Drafting, negotiating and completing a licence to assign

Negotiation and Completion of a Licence to Assign


Heads of terms for a licence to assign 

Once a tenant has obtained the landlord’s consent in principle to a proposed assignment of the lease, the next stage is to negotiate and complete a formal licence to assign to document the landlord’s consent.

It can be helpful to draw up heads of terms so that the landlord, tenant and assignee (and their legal advisers, if any) have the information they need to enable the licence to be drafted. This will include the parties’ full names, addresses and company numbers (if applicable); details of the lease; timescale; costs; and any special terms agreed in relation to the assignment, including whether the tenant is to enter into an authorised guarantee agreement. 

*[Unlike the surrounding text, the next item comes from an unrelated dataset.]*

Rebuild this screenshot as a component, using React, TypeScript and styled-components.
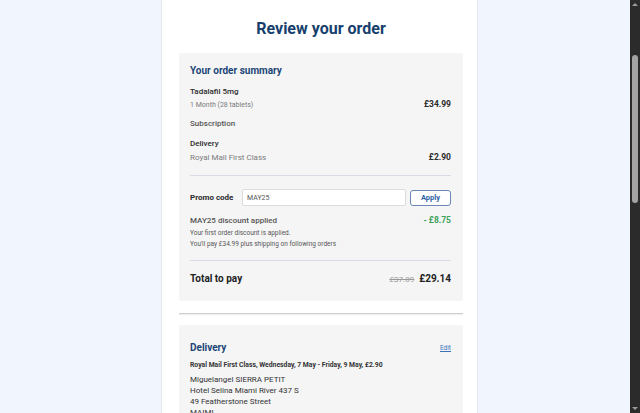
import styled, { createGlobalStyle } from "styled-components";

const GlobalStyle = createGlobalStyle`
  html, body {
    margin: 0;
    padding: 0;
    height: 100%;
    overflow: hidden;
  }
  body {
    font-family: Roboto, "Liberation Sans", Arial, sans-serif;
    background: #f0f5fe;
  }
`;

const Screen = styled.div`
  display: flex;
  width: 640px;
  height: 413px;
  overflow: hidden;
`;

const Main = styled.div`
  flex: 1;
  height: 100%;
  overflow: hidden;
`;

const Panel = styled.div`
  width: 317px;
  margin-left: 161px;
  min-height: 100%;
  background: #fff;
  border-left: 1px solid #e4e7ee;
  border-right: 1px solid #e4e7ee;
  padding: 19px 14px 0 17px;
  box-sizing: border-box;
`;

const Title = styled.h1`
  margin: 0 0 14px;
  text-align: center;
  font-size: 16px;
  font-weight: 700;
  color: #173f6e;
  line-height: 20px;
`;

const Card = styled.section<{ $pad?: string }>`
  background: #f5f5f6;
  border-radius: 3px;
  padding: ${(p) => p.$pad || "11px 12px 17px 11px"};
`;

const CardTitle = styled.h2`
  margin: 0;
  font-size: 10px;
  font-weight: 700;
  color: #1d4677;
  line-height: 13px;
`;

const Row = styled.div<{ $mt?: number }>`
  display: flex;
  justify-content: space-between;
  align-items: baseline;
  margin-top: ${(p) => p.$mt ?? 0}px;
`;

const ItemName = styled.div<{ $mt?: number; $muted?: boolean }>`
  font-size: 8px;
  font-weight: 500;
  color: ${(p) => (p.$muted ? "#555" : "#2b2b2b")};
  line-height: 11px;
  margin-top: ${(p) => p.$mt ?? 0}px;
`;

const Muted = styled.span<{ $size?: number }>`
  font-size: ${(p) => p.$size ?? 8}px;
  color: #7b7b7b;
  line-height: 11px;
`;

const Price = styled.span`
  font-size: 8.5px;
  font-weight: 700;
  color: #2b2b2b;
`;

const Divider = styled.hr<{ $m?: string }>`
  border: 0;
  height: 1px;
  background: #d9d9ea;
  margin: ${(p) => p.$m || "0"};
`;

const PromoRow = styled.div`
  display: flex;
  align-items: center;
  margin-top: 13px;
`;

const PromoLabel = styled.label`
  font-size: 8px;
  font-weight: 700;
  color: #2b2b2b;
  width: 52px;
`;

const PromoInput = styled.input`
  width: 164px;
  height: 17px;
  box-sizing: border-box;
  border: 1px solid #dcdcdc;
  border-radius: 2px;
  background: #fff;
  padding: 0 4px;
  font-family: inherit;
  font-size: 7px;
  color: #555;
  outline: none;
`;

const ApplyButton = styled.button`
  margin-left: 4px;
  width: 41px;
  height: 16px;
  box-sizing: border-box;
  border: 1px solid #6b87b2;
  border-radius: 3px;
  background: #fff;
  color: #2c5fa6;
  font-family: inherit;
  font-size: 7.5px;
  font-weight: 700;
  padding: 0;
`;

const DiscountLabel = styled.span`
  font-size: 8px;
  font-weight: 500;
  color: #555;
`;

const DiscountValue = styled.span`
  font-size: 8.5px;
  font-weight: 700;
  color: #3fa35b;
`;

const Note = styled.div<{ $mt?: number }>`
  font-size: 6.5px;
  color: #555;
  line-height: 11px;
  margin-top: ${(p) => p.$mt ?? 0}px;
`;

const TotalLabel = styled.span`
  font-size: 10px;
  font-weight: 700;
  color: #222;
`;

const TotalPrices = styled.span`
  display: flex;
  align-items: baseline;
  gap: 5px;
`;

const OldPrice = styled.s`
  font-size: 8px;
  color: #999;
`;

const NewPrice = styled.span`
  font-size: 10px;
  font-weight: 700;
  color: #222;
`;

const Separator = styled.div`
  height: 1px;
  background: #cfcfcf;
  box-shadow: 0 1px 1px rgba(0, 0, 0, 0.08);
  margin: 12px 0 11px;
`;

const HeaderRow = styled.div`
  display: flex;
  justify-content: space-between;
  align-items: center;
`;

const EditLink = styled.a`
  font-size: 6.5px;
  color: #3b6fb8;
  text-decoration: underline;
`;

const Shipping = styled.div`
  font-size: 6.8px;
  font-weight: 700;
  color: #333;
  margin-top: 6px;
  line-height: 11px;
`;

const Address = styled.div`
  margin-top: 3px;
  font-size: 8px;
  color: #333;
  line-height: 11px;
`;

const ScrollTrack = styled.div`
  width: 10px;
  height: 100%;
  background: #2b2b2b;
  display: flex;
  flex-direction: column;
  align-items: center;
`;

const Arrow = styled.div<{ $down?: boolean }>`
  width: 0;
  height: 0;
  margin: 3px 0;
  border-left: 3px solid transparent;
  border-right: 3px solid transparent;
  ${(p) =>
    p.$down
      ? "border-top: 3px solid #9a9a9a;"
      : "border-bottom: 3px solid #9a9a9a;"}
`;

const Gap = styled.div<{ $h?: number }>`
  height: ${(p) => (p.$h !== undefined ? `${p.$h}px` : "auto")};
  flex: ${(p) => (p.$h !== undefined ? "none" : "1")};
`;

const Thumb = styled.div`
  width: 6px;
  height: 148px;
  border-radius: 3px;
  background: #a3a3a3;
`;

export default function App() {
  return (
    <>
      <GlobalStyle />
      <Screen>
        <Main>
          <Panel>
            <Title>Review your order</Title>
            <Card>
              <CardTitle>Your order summary</CardTitle>
              <ItemName $mt={9}>Tadalafil 5mg</ItemName>
              <Row $mt={2}>
                <Muted $size={7}>1 Month (28 tablets)</Muted>
                <Price>£34.99</Price>
              </Row>
              <ItemName $mt={7} $muted>
                Subscription
              </ItemName>
              <ItemName $mt={9}>Delivery</ItemName>
              <Row $mt={3}>
                <Muted>Royal Mail First Class</Muted>
                <Price>£2.90</Price>
              </Row>
              <Divider $m="12px 0 0" />
              <PromoRow>
                <PromoLabel>Promo code</PromoLabel>
                <PromoInput defaultValue="MAY25" />
                <ApplyButton>Apply</ApplyButton>
              </PromoRow>
              <Row $mt={9}>
                <DiscountLabel>MAY25 discount applied</DiscountLabel>
                <DiscountValue>- £8.75</DiscountValue>
              </Row>
              <Note $mt={3}>Your first order discount is applied.</Note>
              <Note>You'll pay £34.99 plus shipping on following orders</Note>
              <Divider $m="10px 0 0" />
              <Row $mt={12}>
                <TotalLabel>Total to pay</TotalLabel>
                <TotalPrices>
                  <OldPrice>£37.89</OldPrice>
                  <NewPrice>£29.14</NewPrice>
                </TotalPrices>
              </Row>
            </Card>
            <Separator />
            <Card $pad="16px 12px 14px 11px">
              <HeaderRow>
                <CardTitle>Delivery</CardTitle>
                <EditLink>Edit</EditLink>
              </HeaderRow>
              <Shipping>Royal Mail First Class, Wednesday, 7 May - Friday, 9 May, £2.90</Shipping>
              <Address>
                Miguelangel SIERRA PETIT
                <br />
                Hotel Selina Miami River 437 S
                <br />
                49 Featherstone Street
                <br />
                MAIMI
              </Address>
            </Card>
          </Panel>
        </Main>
        <ScrollTrack>
          <Arrow />
          <Gap $h={46} />
          <Thumb />
          <Gap />
          <Arrow $down />
        </ScrollTrack>
      </Screen>
    </>
  );
}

Authorised guarantee agreements (AGAs)

A landlord will often ask the outgoing tenant to guarantee the assignee’s covenants to pay rent and comply with the terms of the lease. This is known as an authorised guarantee agreement (AGA) and it was introduced by the Landlord and Tenant (Covenants) Act 1995. The tenant’s guarantee will last until the end of the term of the lease or, if sooner, until the assignee assigns the lease to a new tenant.

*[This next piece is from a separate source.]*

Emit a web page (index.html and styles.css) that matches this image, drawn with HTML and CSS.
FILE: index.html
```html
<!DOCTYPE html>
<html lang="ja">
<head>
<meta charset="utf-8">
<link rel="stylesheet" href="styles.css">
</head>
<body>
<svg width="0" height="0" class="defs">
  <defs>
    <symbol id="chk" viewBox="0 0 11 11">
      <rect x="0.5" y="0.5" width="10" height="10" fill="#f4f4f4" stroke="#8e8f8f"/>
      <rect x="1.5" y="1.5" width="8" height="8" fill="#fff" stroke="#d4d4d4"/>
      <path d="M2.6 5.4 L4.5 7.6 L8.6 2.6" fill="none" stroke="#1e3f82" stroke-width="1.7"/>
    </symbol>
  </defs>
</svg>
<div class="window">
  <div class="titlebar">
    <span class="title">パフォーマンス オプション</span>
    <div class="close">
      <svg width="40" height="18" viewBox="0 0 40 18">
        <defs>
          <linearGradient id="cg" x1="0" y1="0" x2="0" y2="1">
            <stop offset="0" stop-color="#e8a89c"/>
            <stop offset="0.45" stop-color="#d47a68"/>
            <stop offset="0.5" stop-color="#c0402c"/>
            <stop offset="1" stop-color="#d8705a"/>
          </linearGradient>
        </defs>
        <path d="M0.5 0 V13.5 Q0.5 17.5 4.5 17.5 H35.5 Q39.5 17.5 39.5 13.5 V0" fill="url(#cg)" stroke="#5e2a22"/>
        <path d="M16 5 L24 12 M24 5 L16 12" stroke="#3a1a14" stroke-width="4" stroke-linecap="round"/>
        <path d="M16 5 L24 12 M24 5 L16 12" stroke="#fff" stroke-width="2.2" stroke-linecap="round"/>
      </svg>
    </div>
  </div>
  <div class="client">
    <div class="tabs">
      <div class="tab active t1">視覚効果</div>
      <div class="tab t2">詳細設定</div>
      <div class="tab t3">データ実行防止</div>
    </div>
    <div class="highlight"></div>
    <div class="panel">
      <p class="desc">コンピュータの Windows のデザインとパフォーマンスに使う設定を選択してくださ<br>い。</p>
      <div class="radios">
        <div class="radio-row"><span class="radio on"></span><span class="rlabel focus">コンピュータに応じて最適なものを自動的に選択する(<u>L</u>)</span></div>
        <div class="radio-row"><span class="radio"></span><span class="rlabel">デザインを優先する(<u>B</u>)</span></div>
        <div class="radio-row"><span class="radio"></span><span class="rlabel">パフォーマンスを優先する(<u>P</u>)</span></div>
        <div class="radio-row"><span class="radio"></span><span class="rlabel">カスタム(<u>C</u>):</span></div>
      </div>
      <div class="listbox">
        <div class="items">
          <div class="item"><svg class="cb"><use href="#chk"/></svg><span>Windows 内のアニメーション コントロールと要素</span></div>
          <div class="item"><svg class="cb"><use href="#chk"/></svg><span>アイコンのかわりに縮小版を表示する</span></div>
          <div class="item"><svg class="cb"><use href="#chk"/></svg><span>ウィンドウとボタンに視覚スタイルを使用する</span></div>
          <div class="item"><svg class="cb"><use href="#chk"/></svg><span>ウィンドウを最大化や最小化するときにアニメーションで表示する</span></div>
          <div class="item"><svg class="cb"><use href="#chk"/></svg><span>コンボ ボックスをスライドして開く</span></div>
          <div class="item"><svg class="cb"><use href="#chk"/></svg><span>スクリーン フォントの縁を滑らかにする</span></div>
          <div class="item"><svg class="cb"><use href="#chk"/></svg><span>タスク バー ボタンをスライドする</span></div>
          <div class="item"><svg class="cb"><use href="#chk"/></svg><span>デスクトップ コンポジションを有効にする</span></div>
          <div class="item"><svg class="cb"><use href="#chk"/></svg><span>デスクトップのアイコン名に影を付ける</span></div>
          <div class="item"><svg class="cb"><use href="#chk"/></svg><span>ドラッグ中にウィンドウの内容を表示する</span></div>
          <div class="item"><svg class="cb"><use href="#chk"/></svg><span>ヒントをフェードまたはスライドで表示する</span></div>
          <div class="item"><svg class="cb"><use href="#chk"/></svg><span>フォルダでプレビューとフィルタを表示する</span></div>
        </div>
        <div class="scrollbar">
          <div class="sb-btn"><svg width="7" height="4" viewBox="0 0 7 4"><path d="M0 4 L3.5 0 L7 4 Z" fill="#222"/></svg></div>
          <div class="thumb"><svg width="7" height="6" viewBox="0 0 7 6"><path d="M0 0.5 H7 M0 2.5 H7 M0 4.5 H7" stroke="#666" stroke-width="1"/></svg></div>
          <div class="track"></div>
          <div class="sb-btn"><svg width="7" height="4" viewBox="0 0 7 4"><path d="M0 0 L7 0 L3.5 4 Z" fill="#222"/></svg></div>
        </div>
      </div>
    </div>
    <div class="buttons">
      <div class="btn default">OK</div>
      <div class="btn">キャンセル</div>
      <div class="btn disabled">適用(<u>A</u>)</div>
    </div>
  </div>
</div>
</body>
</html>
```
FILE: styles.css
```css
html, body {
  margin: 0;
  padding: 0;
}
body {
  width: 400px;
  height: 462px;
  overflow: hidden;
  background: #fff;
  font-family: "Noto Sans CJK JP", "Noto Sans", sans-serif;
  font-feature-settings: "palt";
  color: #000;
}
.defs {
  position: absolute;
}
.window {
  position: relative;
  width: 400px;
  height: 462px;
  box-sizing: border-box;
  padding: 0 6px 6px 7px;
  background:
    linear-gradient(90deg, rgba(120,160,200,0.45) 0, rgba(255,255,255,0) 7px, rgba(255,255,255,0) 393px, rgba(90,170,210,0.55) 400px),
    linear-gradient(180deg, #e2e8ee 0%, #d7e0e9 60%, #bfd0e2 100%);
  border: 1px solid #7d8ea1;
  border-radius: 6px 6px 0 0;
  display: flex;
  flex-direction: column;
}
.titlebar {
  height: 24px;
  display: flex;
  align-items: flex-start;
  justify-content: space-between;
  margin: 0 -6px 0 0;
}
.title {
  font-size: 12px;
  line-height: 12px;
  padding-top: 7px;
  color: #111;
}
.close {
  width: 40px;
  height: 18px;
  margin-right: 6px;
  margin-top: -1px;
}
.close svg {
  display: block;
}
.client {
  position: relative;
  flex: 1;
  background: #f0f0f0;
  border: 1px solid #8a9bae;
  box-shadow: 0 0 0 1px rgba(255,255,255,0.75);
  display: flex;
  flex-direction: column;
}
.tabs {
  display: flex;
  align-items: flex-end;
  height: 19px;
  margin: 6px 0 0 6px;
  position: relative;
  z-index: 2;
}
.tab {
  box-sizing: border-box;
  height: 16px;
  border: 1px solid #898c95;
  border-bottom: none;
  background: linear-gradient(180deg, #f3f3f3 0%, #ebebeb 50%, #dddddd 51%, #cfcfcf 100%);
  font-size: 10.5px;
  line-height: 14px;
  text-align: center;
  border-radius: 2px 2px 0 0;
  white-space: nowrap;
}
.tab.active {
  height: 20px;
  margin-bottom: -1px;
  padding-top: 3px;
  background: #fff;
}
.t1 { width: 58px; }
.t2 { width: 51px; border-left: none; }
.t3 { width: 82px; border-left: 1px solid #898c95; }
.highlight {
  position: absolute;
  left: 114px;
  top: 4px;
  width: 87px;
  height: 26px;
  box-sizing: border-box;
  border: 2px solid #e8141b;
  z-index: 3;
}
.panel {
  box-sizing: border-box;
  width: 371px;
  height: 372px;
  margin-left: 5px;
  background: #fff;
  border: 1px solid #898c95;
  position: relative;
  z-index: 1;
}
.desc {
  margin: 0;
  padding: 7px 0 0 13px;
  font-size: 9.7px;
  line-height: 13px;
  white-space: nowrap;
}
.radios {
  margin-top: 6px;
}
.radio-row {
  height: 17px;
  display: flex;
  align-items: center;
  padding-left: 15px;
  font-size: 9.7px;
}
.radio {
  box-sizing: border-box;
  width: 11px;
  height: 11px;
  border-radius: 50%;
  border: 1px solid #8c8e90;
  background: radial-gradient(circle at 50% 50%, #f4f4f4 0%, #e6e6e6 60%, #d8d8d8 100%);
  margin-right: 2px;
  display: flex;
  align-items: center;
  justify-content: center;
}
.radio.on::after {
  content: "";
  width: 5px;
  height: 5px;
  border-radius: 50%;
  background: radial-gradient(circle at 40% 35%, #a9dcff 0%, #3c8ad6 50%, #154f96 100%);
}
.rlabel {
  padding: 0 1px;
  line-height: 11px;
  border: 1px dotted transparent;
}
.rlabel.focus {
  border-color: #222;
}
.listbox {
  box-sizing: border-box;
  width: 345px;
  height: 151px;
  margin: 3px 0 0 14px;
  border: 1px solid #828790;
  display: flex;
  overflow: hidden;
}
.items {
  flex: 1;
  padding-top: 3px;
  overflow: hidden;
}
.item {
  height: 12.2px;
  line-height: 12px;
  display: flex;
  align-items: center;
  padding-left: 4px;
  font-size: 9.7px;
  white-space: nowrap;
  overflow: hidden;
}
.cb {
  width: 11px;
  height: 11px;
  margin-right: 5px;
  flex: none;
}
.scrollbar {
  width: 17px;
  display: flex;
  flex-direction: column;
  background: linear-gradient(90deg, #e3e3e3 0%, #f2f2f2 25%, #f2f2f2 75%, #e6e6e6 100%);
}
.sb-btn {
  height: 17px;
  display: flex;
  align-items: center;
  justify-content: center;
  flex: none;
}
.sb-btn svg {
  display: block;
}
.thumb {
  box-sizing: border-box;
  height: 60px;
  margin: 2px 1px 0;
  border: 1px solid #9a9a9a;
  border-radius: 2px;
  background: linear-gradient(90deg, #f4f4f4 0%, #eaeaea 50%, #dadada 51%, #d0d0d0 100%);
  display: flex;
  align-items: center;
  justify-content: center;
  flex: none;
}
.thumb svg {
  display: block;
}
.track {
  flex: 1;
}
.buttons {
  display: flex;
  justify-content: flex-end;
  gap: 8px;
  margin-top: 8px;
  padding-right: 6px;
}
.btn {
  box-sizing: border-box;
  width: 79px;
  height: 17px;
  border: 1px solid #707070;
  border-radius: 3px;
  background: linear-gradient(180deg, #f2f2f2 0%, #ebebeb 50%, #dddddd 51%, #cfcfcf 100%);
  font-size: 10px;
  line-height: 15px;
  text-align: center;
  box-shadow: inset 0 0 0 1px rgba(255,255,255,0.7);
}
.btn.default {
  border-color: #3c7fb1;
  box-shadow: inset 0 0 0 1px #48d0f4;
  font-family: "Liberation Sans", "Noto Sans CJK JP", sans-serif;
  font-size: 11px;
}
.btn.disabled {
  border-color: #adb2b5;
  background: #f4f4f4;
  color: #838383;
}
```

If the assignee is of very strong covenant strength the landlord may decide not to require an AGA from the outgoing tenant.

Drafting, negotiating and completing the licence 

The landlord, or its solicitors, will prepare the first draft of the licence to assign. This will be circulated to the tenant and assignee, or their respective solicitors. The tenant and assignee may ask for amendments to be made to the licence. These will be discussed and then a final agreed version of the licence will be produced for execution as a deed by all parties.

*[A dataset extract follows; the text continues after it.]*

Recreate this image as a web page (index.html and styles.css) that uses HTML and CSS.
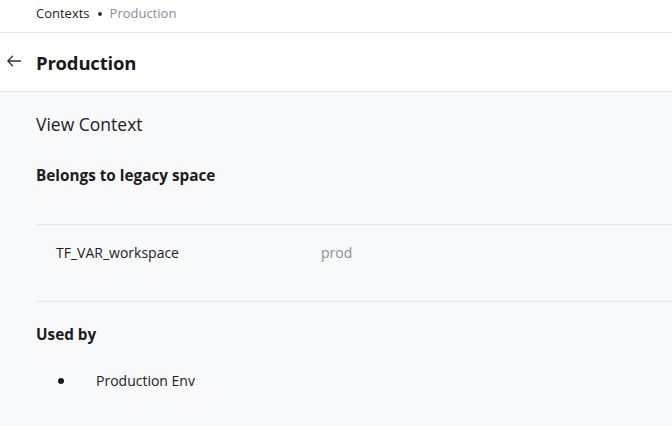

Best practice is for all three parties to execute three copies of the licence. This means that after completion of the licence each party can retain an original licence document executed by all three parties. However, if timescale or logistics make this approach difficult, the licence can be executed in separate parts by the landlord, tenant and assignee.

When the licence has been executed by all three parties, they need to agree to complete it by entering the date in the gap at the top of the licence. (The date should be left blank until this point.) Once the licence has been completed, the tenant and assignee may proceed with the actual assignment of the lease.